"Persyaratan modal sekitar Rp5 miliar mungkin kecil bagi sebuah bank, tetapi hal ini sangat berat bagi BUMDes yang pendanaannya dari Dana Desa,” ujar Eko.
Tahun ini rata-rata per desa mendapat jatah Dana Desa sebesar Rp 800 juta sampai Rp 900 juta dari total Rp 60 Triliun Dana Desa se-Indonesia. Jumlah ini sama dengan tahun sebelumnya. Sedangkan tahun 2016 sebesar Rp 47 Triliun, meningkat dari tahun 2015 sebesar 20,76 triliun.
Karena itu, Eko berupaya mencarikan solusi atau format sinergi yang tepat antara BUMDes dengan BWM. Selain itu, lanjut Eko, kewenangan penggunaan Dana Desa berada di desa, bukan di Kemendes. “Sehingga kami hanya bisa memberikan saran dan imbauan saja, keputusan berada di desa.
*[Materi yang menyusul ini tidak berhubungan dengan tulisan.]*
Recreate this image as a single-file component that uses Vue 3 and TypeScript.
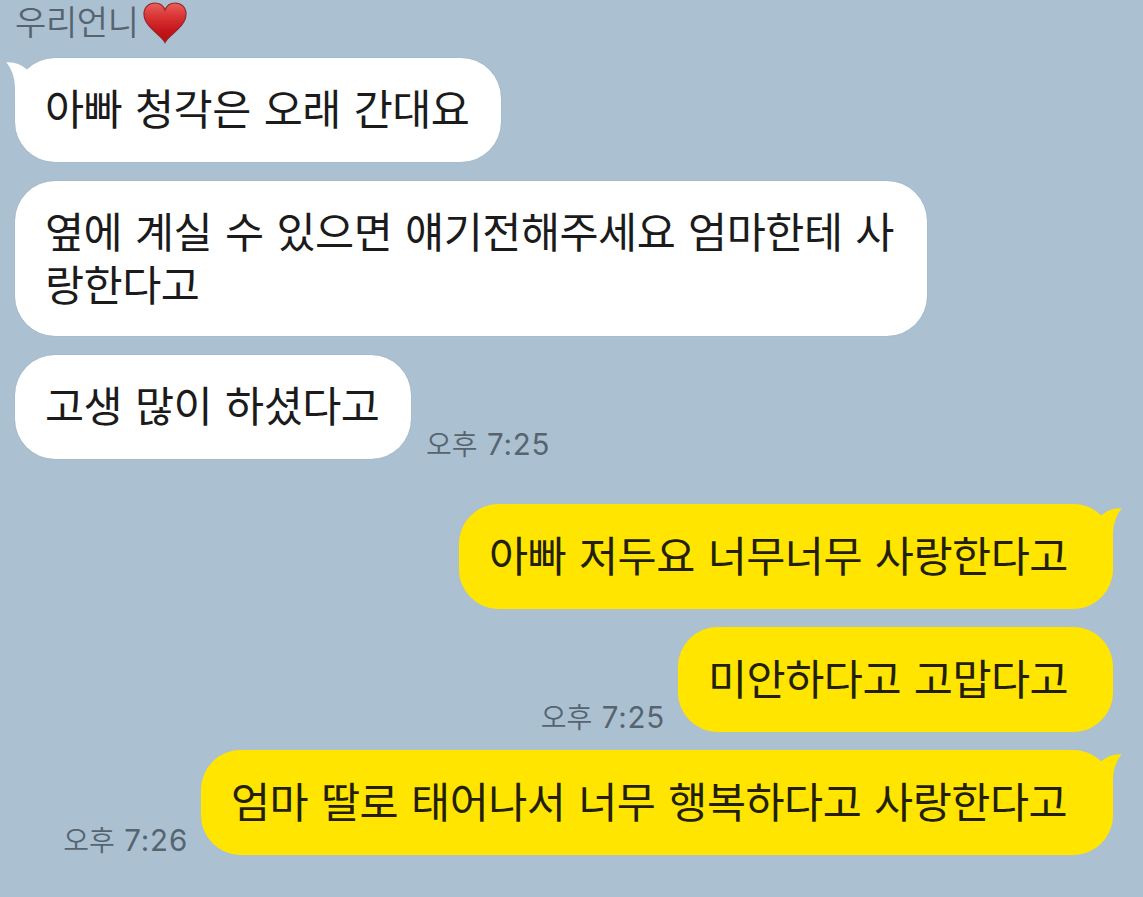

Yang penting, lanjut Eko, BUMDes yang merupakan salah satu dari empat program prioritas Kemendes tersebut berjalan baik dan memberikan manfaat yang besar bagi warga.
“Sekarang sudah ada 10 ribu BUMDes di seluruh Indonesia yang telah bekerja sama dengan sejumlah Bank seperti bank BNI dan BRI. Kerja sama tersebut adalah dalam hal membantu masyarakat untuk melakukan transaksi keuangan secara online di desa, karena sulitnya masyarakat untuk menjangkau kantor cabang setiap bank yang ada di daerah,” terangnya.
BUMDes diberikan semacam Electronic Data Capture (EDC) yang merupakan alat untuk menerima pembayaran yang dapat menghubungkan antarrekening bank. Jadi, jelas Eko, BUMDes bisa menjadi seperti semacam kantor cabangnya Bank agar masyarakat tidak perlu lagi ke kantor cabang Bank. “Cukup ke BUMDes sudah bisa nabung, transfer dan ambil uang dan sebagainya dan itu hingga saat ini sudah berjalan," katanya.
Perlu diketahui, OJK merupakan inisiator berdirinya Bank Wakaf Mikro di sejumlah pondok pesantren. Saat ini sudah ada 20 BWM di wilayah Jawa. Dalam waktu dekat akan didirikan 20 BWM lainnya di seluruh Indonesia.
Keberadaan Bank Wakaf Mikro diharapkan bisa menyediakan akses permodalan atau pembiayaan bagi masyarakat yang belum terhubung dengan lembaga keuangan formal, khususnya di lingkungan pondok pesantren yang saat ini jumlahnya mencapai lebih dari 28 ribu di seluruh Indonesia.
Skema pembiayaan kepada nasabah sendiri adalah pembiayaan tanpa agunan dengan nilai maksimal Rp 3 juta dan margin bagi hasil setara 3 persen per tahunnya. Dalam pelaksanaannya, OJK juga menyediakan pelatihan dan pendampingan sesuai dengan mengikuti basis usaha masyarakat sekitar.
"Kalau di daerah itu banyaknya petani, kita bombing mulai dari nanemnya kapan, mupuknya kapan, sampai kalau panen kita siapin siapa yang beli," kata Ketua OJK Wimboh Santoso.
Dengan skema seperti ini, Wimboh juga optimis akan terciptanya sinergi antara BWM dengan BUMDes. Karena BUMDes yang sudah berjalan saat ini juga memiliki skema kerja yang nyaris sama, mulai dari pembiayaan, pembinaan hingga pemasaran produknya.